The Honorable John Thune
Majority Leader
United States Senate
The Honorable Charles Schumer
Minority Leader
United States Senate
Dear Leaders Thune and Schumer,
As former superintendents of Voyageurs National Park, we had the privilege—and the responsibility—of protecting one of the most water-rich landscapes in the United States. Our mission was simple in principle but profound in consequence: safeguard the park’s interconnected lakes, wetlands, wildlife, and cultural heritage for future generations. Today, that mission is under direct threat.

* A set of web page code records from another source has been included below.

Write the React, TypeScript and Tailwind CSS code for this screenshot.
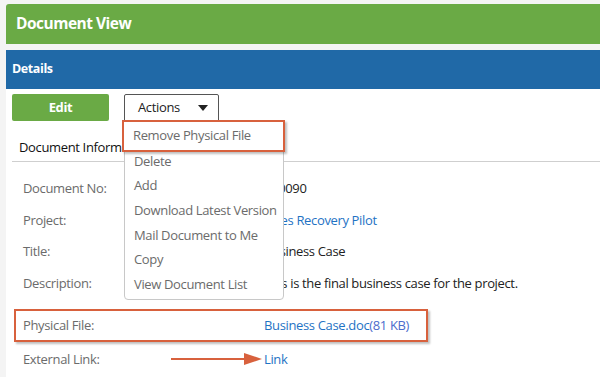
import React from "react";

const ORANGE = "#d8613d";

function Row({ label, children }: { label: string; children: React.ReactNode }) {
  return (
    <div className="flex items-center h-[31.6px]">
      <div className="w-[258px] shrink-0 pl-[17px] text-[#6b6b6b]">{label}</div>
      <div className="flex-1 whitespace-nowrap">{children}</div>
    </div>
  );
}

export default function App() {
  const menu = [
    "Delete",
    "Add",
    "Download Latest Version",
    "Mail Document to Me",
    "Copy",
    "View Document List",
  ];
  return (
    <div
      className="w-[600px] h-[377px] overflow-hidden bg-[#f4f4f4] pl-[6px] pt-[4px] text-[13px] tracking-[-0.35px]"
      style={{ fontFamily: '"Open Sans", "Noto Sans", sans-serif' }}
    >
      <div className="h-[40px] bg-[#6aaa45] rounded-tl-[3px] flex items-center pl-[10px] text-white font-bold text-[15.5px] tracking-[-0.5px]">
        Document View
      </div>
      <div className="mt-[6px] bg-white h-[400px] relative">
        <div className="h-[39px] bg-[#2069a7] flex items-center pl-[6px] text-white font-bold text-[12.5px] tracking-[-0.4px]">
          Details
        </div>
        <div className="flex items-start gap-[15px] pl-[6px] pt-[5px]">
          <div className="w-[97px] h-[27px] bg-[#6aaa45] rounded-[2px] flex items-center justify-center text-white font-bold">
            Edit
          </div>
          <div className="relative">
            <div className="w-[95px] h-[27px] border border-[#555] rounded-t-[2px] bg-white flex items-center pl-[13px] gap-[18px] text-[#222]">
              <span>Actions</span>
              <svg width="10" height="6" viewBox="0 0 10 6">
                <path d="M0 0 L10 0 L5 6 Z" fill="#222" />
              </svg>
            </div>
            <div className="absolute left-0 top-[26px] w-[160px] z-10">
              <div className="bg-white border border-[#c8c8c8] rounded-b-[4px] pt-[28px] pb-[2px] text-[#6b6b6b]">
                {menu.map((m) => (
                  <div key={m} className="h-[24.7px] flex items-center pl-[9px] whitespace-nowrap">
                    {m}
                  </div>
                ))}
              </div>
              <div
                className="absolute left-[-2px] top-0 w-[163px] h-[32px] border-2 bg-white flex items-center pl-[9px] text-[#6b6b6b] whitespace-nowrap shadow-[2px_2px_2px_rgba(0,0,0,0.25)]"
                style={{ borderColor: ORANGE }}
              >
                Remove Physical File
              </div>
            </div>
          </div>
        </div>
        <div className="ml-[6px] mt-[11px] h-[30px] flex items-center pl-[7px] pt-[2px] border-b border-[#cfcfcf] text-[#111]">
          Document Information
        </div>
        <div className="pt-[11px]">
          <Row label="Document No:">
            <span className="text-[#222]">000090</span>
          </Row>
          <Row label="Project:">
            <span className="text-[#1f73c4]">Sales Recovery Pilot</span>
          </Row>
          <Row label="Title:">
            <span className="text-[#222]">Business Case</span>
          </Row>
          <Row label="Description:">
            <span className="text-[#222]">This is the final business case for the project.</span>
          </Row>
          <div
            className="mt-[10px] ml-[8px] w-[414px] h-[33px] border-2 flex items-center shadow-[2px_2px_2px_rgba(0,0,0,0.25)]"
            style={{ borderColor: ORANGE }}
          >
            <div className="w-[248px] shrink-0 pl-[7px] text-[#6b6b6b]">Physical File:</div>
            <div className="text-[#1f73c4] whitespace-nowrap">
              Business Case.doc<span className="text-[#4c6ccc]">(81 KB)</span>
            </div>
          </div>
          <div className="flex items-center h-[34px]">
            <div className="w-[165px] shrink-0 pl-[17px] text-[#6b6b6b]">External Link:</div>
            <svg width="93" height="14" viewBox="0 0 93 14" className="shrink-0">
              <rect x="0" y="6" width="75" height="2" fill={ORANGE} />
              <path d="M73 1 L91 7 L73 13 Z" fill={ORANGE} />
            </svg>
            <span className="text-[#1f73c4]">Link</span>
          </div>
        </div>
      </div>
    </div>
  );
}
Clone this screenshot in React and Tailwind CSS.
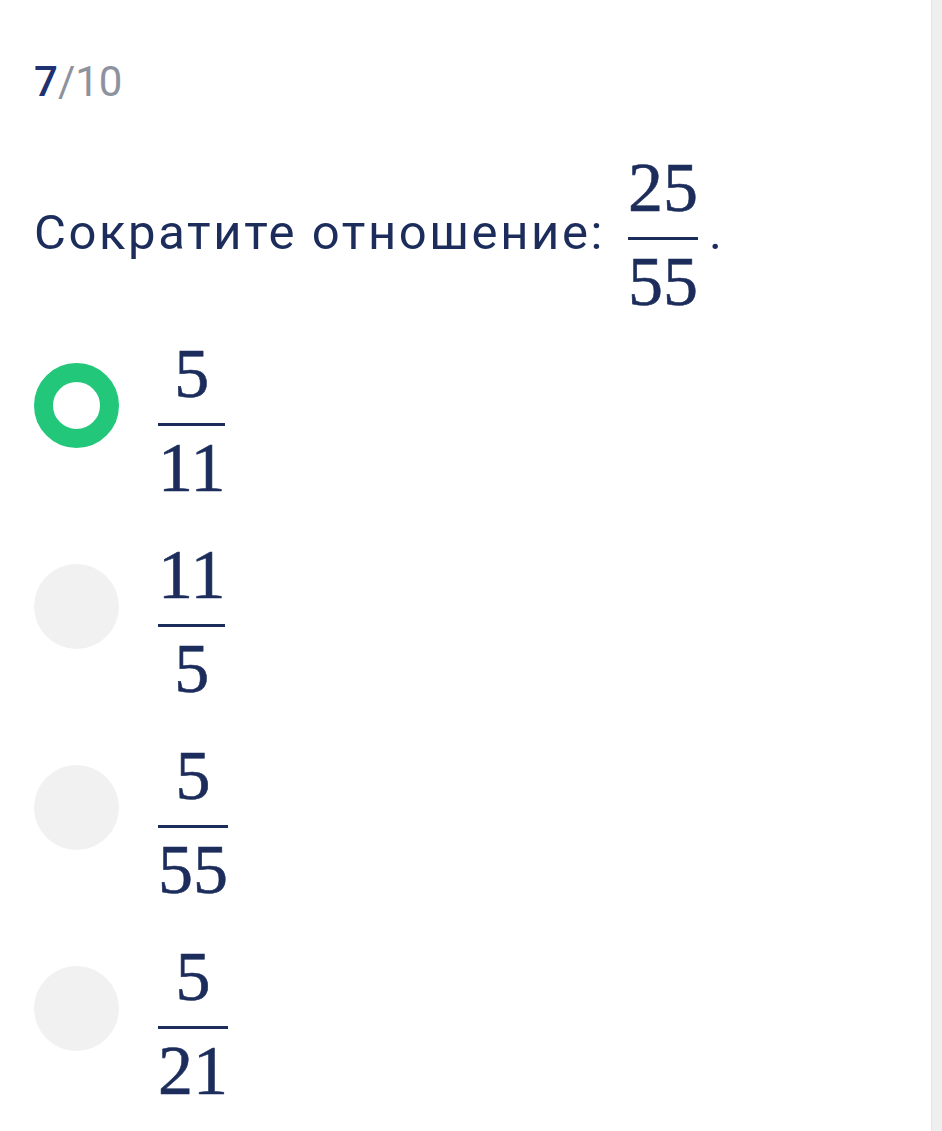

H.J. Res. 140 is dangerous legislation that would open the door to sulfide-ore copper mining in the watershed that sustains Voyageurs. Sulfide mining poses an unacceptable risk to the nearby Boundary Waters Canoe Area Wilderness, a risk that extends to Voyageurs National Park. Water does not recognize park boundaries or political lines. What happens upstream will inevitably reach Voyageurs. The stakes are clear: This resolution threatens the park’s waters, ecosystems, and the legacy we are entrusted to protect.
H.J. Res. 140 is not a minor adjustment to policy. It represents a fundamental shift. It would open the region to sulfide-ore copper mining by weakening or removing long-standing protections that currently limit such development near sensitive federal lands. These protections exist for a reason—once compromised, the damage cannot simply be undone.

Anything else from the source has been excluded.